Kleeb acknowledged in the meeting that Centineo's race is one the state party is "kicking ourselves in."

"Sarah was one of our strongest recruits, our strongest candidates, and we did not invest enough resources into her race," Kleeb said.

The party's lack of support for Centineo was among other perplexing investments Democrats did and did not make in legislative races.

The state party contributed $32,238 to Rountree, who garnered the most support from the state party among legislative candidates this cycle en route to her narrow win in a district that leans conservative, according to campaign finance records.

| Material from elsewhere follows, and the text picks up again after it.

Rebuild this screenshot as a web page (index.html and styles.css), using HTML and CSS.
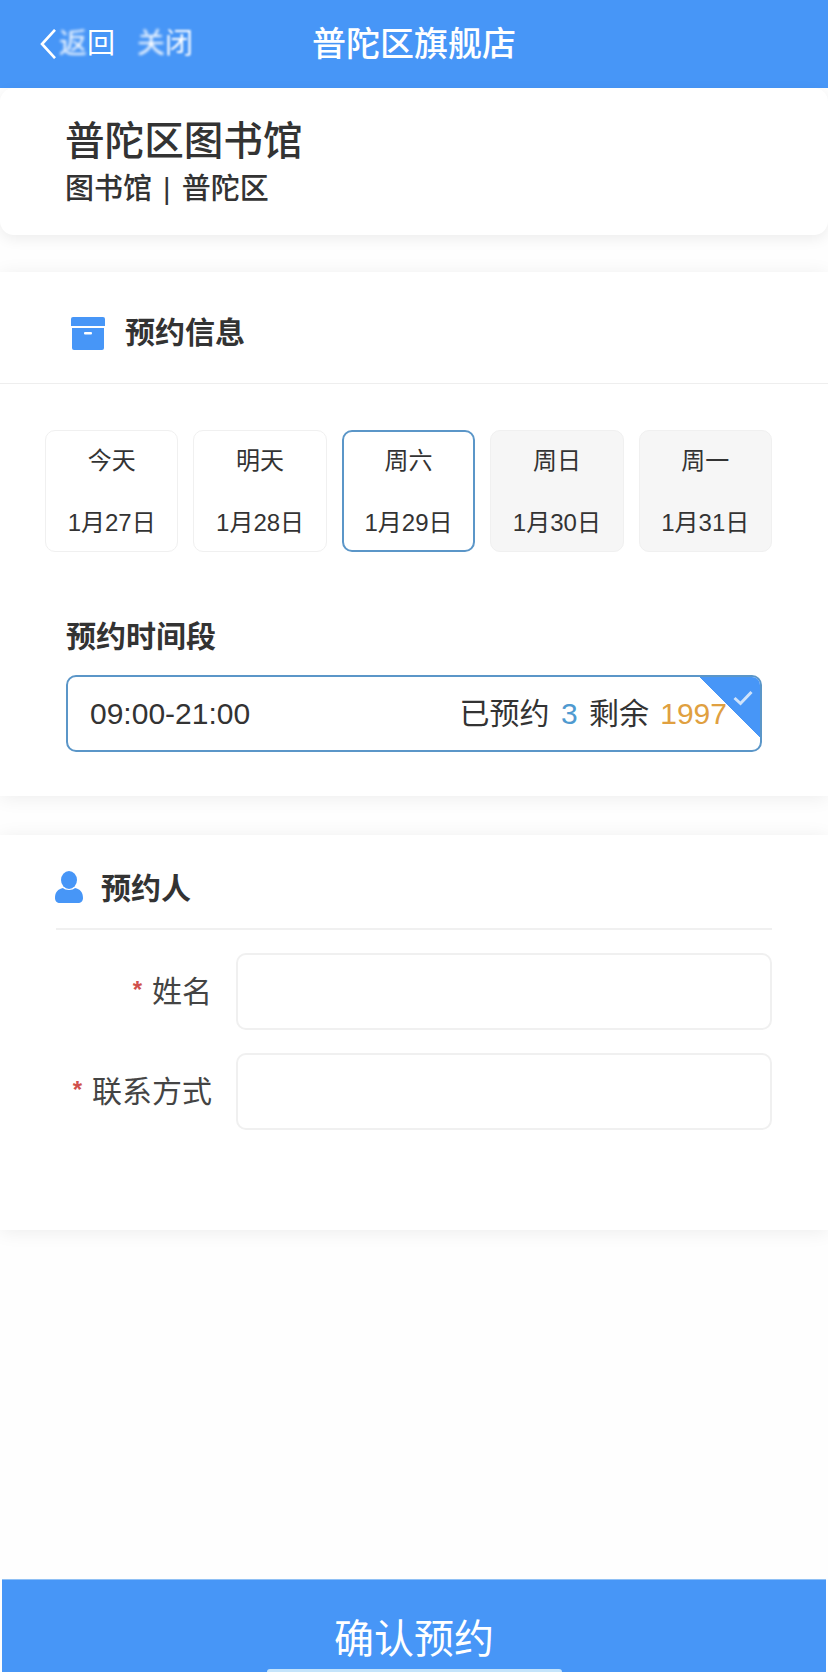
FILE: index.html
```html
<!DOCTYPE html>
<html lang="zh-CN">
<head>
<meta charset="utf-8">
<title>普陀区旗舰店</title>
<link rel="stylesheet" href="styles.css">
</head>
<body>
<div class="page">
  <header class="topbar">
    <div class="nav">
      <svg class="chevron" viewBox="0 0 16 30" width="16" height="30"><path d="M15 .8 2 15 15 29.200" fill="none" stroke="#fff" stroke-width="2.600"/></svg>
      <span class="nav-back"><span class="smudge">返</span>回</span>
      <span class="nav-close"><span class="smudge">关</span><span class="smudge-light">闭</span></span>
    </div>
    <h1 class="topbar-title">普陀区旗舰店</h1>
  </header>

  <section class="venue">
    <h2 class="venue-name">普陀区图书馆</h2>
    <p class="venue-meta">图书馆 | 普陀区</p>
  </section>

  <section class="panel panel-booking">
    <div class="panel-head">
      <svg class="icon-box" viewBox="0 0 34 33" width="34" height="33"><path d="M0 2a2 2 0 0 1 2-2h30a2 2 0 0 1 2 2v7H0z" fill="#4796f7"/><path d="M1 11h32v20a2 2 0 0 1-2 2H3a2 2 0 0 1-2-2z" fill="#4796f7"/><rect x="13" y="15" width="8" height="2.500" rx="1" fill="#fff"/></svg>
      <h3 class="panel-title">预约信息</h3>
    </div>
    <div class="dates">
      <div class="date"><span>今天</span><span>1月27日</span></div>
      <div class="date"><span>明天</span><span>1月28日</span></div>
      <div class="date date-active"><span>周六</span><span>1月29日</span></div>
      <div class="date date-off"><span>周日</span><span>1月30日</span></div>
      <div class="date date-off"><span>周一</span><span>1月31日</span></div>
    </div>
    <h4 class="slot-title">预约时间段</h4>
    <div class="slot">
      <span class="slot-time">09:00-21:00</span>
      <span class="slot-info">已预约 <b class="num-blue">3</b> 剩余 <b class="num-orange">1997</b></span>
      <span class="slot-corner"></span>
      <svg class="slot-check" viewBox="0 0 20 16" width="20" height="16"><path d="M1.500 8 7.500 13.500 18.500 2" fill="none" stroke="#cfe3fb" stroke-width="3"/></svg>
    </div>
  </section>

  <section class="panel panel-person">
    <div class="person-head">
      <svg class="icon-user" viewBox="0 0 28 32" width="28" height="32"><ellipse cx="14" cy="9" rx="8" ry="9" fill="#4796f7"/><path d="M0 27c0-6 3-9 8-10 2 2.500 10 2.500 12 0 5 1 8 4 8 10 0 3-2 5-5 5H5c-3 0-5-2-5-5z" fill="#4796f7"/></svg>
      <h3 class="panel-title">预约人</h3>
    </div>
    <div class="form">
      <label class="row"><span class="row-label"><i class="req">*</i>姓名</span><input class="field" type="text"></label>
      <label class="row"><span class="row-label"><i class="req">*</i>联系方式</span><input class="field" type="text"></label>
    </div>
  </section>

  <footer class="submit">确认预约<span class="home-bar"></span></footer>
</div>
</body>
</html>
```
FILE: styles.css
```css
* { box-sizing: border-box; }
html, body { margin: 0; padding: 0; }
body {
  font-family: "Liberation Sans", "Noto Sans CJK SC", sans-serif;
  color: #333;
  background: #fefefe;
}
h1, h2, h3, h4, p { margin: 0; }

.page {
  position: relative;
  display: flex;
  flex-direction: column;
  width: 828px;
  height: 1672px;
  overflow: hidden;
}

.topbar {
  display: grid;
  grid-template-columns: 1fr auto 1fr;
  align-items: center;
  height: 88px;
  background: #4796f7;
  color: #fff;
}
.nav {
  display: flex;
  align-items: center;
  padding-left: 40px;
  font-size: 28px;
  line-height: 40px;
  grid-column: 1;
}
.chevron { flex: none; margin-right: 3px; }
.nav-close { margin-left: 22px; }
.smudge { filter: blur(1.6px); }
.smudge-light { filter: blur(.8px); }
.topbar-title {
  grid-column: 2;
  font-size: 34px;
  line-height: 44px;
  font-weight: 500;
  white-space: nowrap;
}

.venue {
  height: 147px;
  padding: 27px 0 0 65px;
  background: #fff;
  border-radius: 14px;
  box-shadow: 0 4px 14px rgba(0, 0, 0, .07);
}
.venue-name { font-size: 39.600px; line-height: 52px; font-weight: 500; }
.venue-meta { margin-top: 2px; font-size: 29px; line-height: 40px; font-weight: 500; word-spacing: 3px; }

.panel {
  background: #fff;
  box-shadow: 0 2px 18px rgba(0, 0, 0, .07);
}
.panel-booking { margin-top: 37px; height: 524px; }
.panel-person { margin-top: 39px; height: 395px; }
.panel-head {
  display: flex;
  align-items: center;
  gap: 20px;
  height: 112px;
  padding: 11px 0 0 71px;
  border-bottom: 1px solid #eeeeee;
}
.panel-title { font-size: 30px; line-height: 40px; font-weight: 700; }

.dates {
  display: grid;
  grid-template-columns: repeat(5, 1fr);
  gap: 15px;
  margin: 46px 56px 0 45px;
}
.date {
  display: flex;
  flex-direction: column;
  align-items: center;
  gap: 30px;
  height: 122px;
  padding-top: 14px;
  border: 1px solid #f0f0f0;
  border-radius: 10px;
  font-size: 24px;
  line-height: 32px;
}
.date-active { border: 2px solid #5b96c8; padding-top: 13px; }
.date-off { background: #f6f6f6; }

.slot-title {
  margin: 65px 0 0 66px;
  font-size: 30px;
  line-height: 40px;
  font-weight: 700;
}
.slot {
  position: relative;
  display: flex;
  align-items: center;
  justify-content: space-between;
  height: 77px;
  margin: 18px 66px 0;
  padding: 0 33px 0 22px;
  border: 2px solid #5b96c8;
  border-radius: 10px;
  overflow: hidden;
  font-size: 30px;
  line-height: 40px;
}
.slot-info { word-spacing: 3px; }
.slot-info b { font-weight: 400; }
.num-blue { color: #4f9ad0; }
.num-orange { color: #e0a040; }
.slot-corner {
  position: absolute;
  top: -2px;
  right: -2px;
  width: 64px;
  height: 64px;
  background: linear-gradient(45deg, transparent 50%, #4796f7 50%);
}
.slot-check { position: absolute; top: 13px; right: 7px; }

.person-head {
  display: flex;
  align-items: center;
  gap: 18px;
  height: 95px;
  margin: 0 56px;
  padding-top: 15px;
  border-bottom: 2px solid #f0f0f0;
}
.icon-user { margin-left: -1px; margin-top: -4px; }

.form {
  display: flex;
  flex-direction: column;
  gap: 23px;
  margin: 23px 56px 0;
}
.row { display: flex; align-items: center; height: 77px; }
.row-label {
  flex: none;
  width: 180px;
  padding: 0 24px 0 0;
  text-align: right;
  font-size: 30px;
  line-height: 40px;
  color: #444;
}
.req {
  margin-right: 10px;
  color: #d0504c;
  font-style: normal;
  font-weight: 700;
  font-size: 24px;
  line-height: 1;
  vertical-align: 4px;
}
.field {
  flex: 1;
  min-width: 0;
  height: 77px;
  border: 2px solid #f0f0f0;
  border-radius: 10px;
  background: #fff;
  outline: none;
}

.submit {
  margin: auto 2px 0;
  height: 93px;
  padding-top: 34px;
  background: #4796f7;
  border-top: 1px solid #8fc0f5;
  color: #fff;
  text-align: center;
  font-size: 40px;
  line-height: 50px;
}
.home-bar {
  position: absolute;
  left: 267px;
  bottom: 0;
  width: 295px;
  height: 3px;
  border-radius: 3px 3px 0 0;
  background: #c4e4fb;
}
```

But as the party gave less than $10,000 to the likes of Centineo, Heimes, Day and nonpartisan progressive Nicki Behmer Popp — all of whom squared off against conservatives in relatively close races — the party poured $29,139 into Democrat Ashlei Spivey's race against Nick Batter, a progressive nonpartisan backed by some Democrats like Kerrey, in District 13.

The party also contributed $27,858 to Michelle Smith, who lost to a conservative by nearly 35 points in District 33, a Republican fortress that includes Hastings, where Kleeb lives.

The state party also gave $19,144 to Dunixi Guereca, who prevailed in his District 7 race against another Democrat, Tim Pendrell, who recieved $1,000 from the party. Guereca also received $10,000 from Bold Alliance, the environmental nonprofit run by Kleeb.

Among legislative candidates, Bold Alliance contributed the most to Spivey and Omaha Sen. Terrell McKinney, an employee of the nonprofit who ultimately ran unopposed for reelection in District 11. The nonprofit contributed more than $15,000 to both campaigns.

In District 13, Kleeb said "it was very important for us to keep that seat for a Democrat, not an independent" and noted that Spivey, an Omaha nonprofit executive, is "a Black woman who is highly qualified to be in the Legislature."

"And, quite frankly, to see the racism and sexism of some donors (and) community leaders who would tell us that they didn't think Ashlei was qualified or ready to be a state senator was shocking, and pissed us off as a party," she said. "And so we wanted to make sure that Ashlei had the resources to win."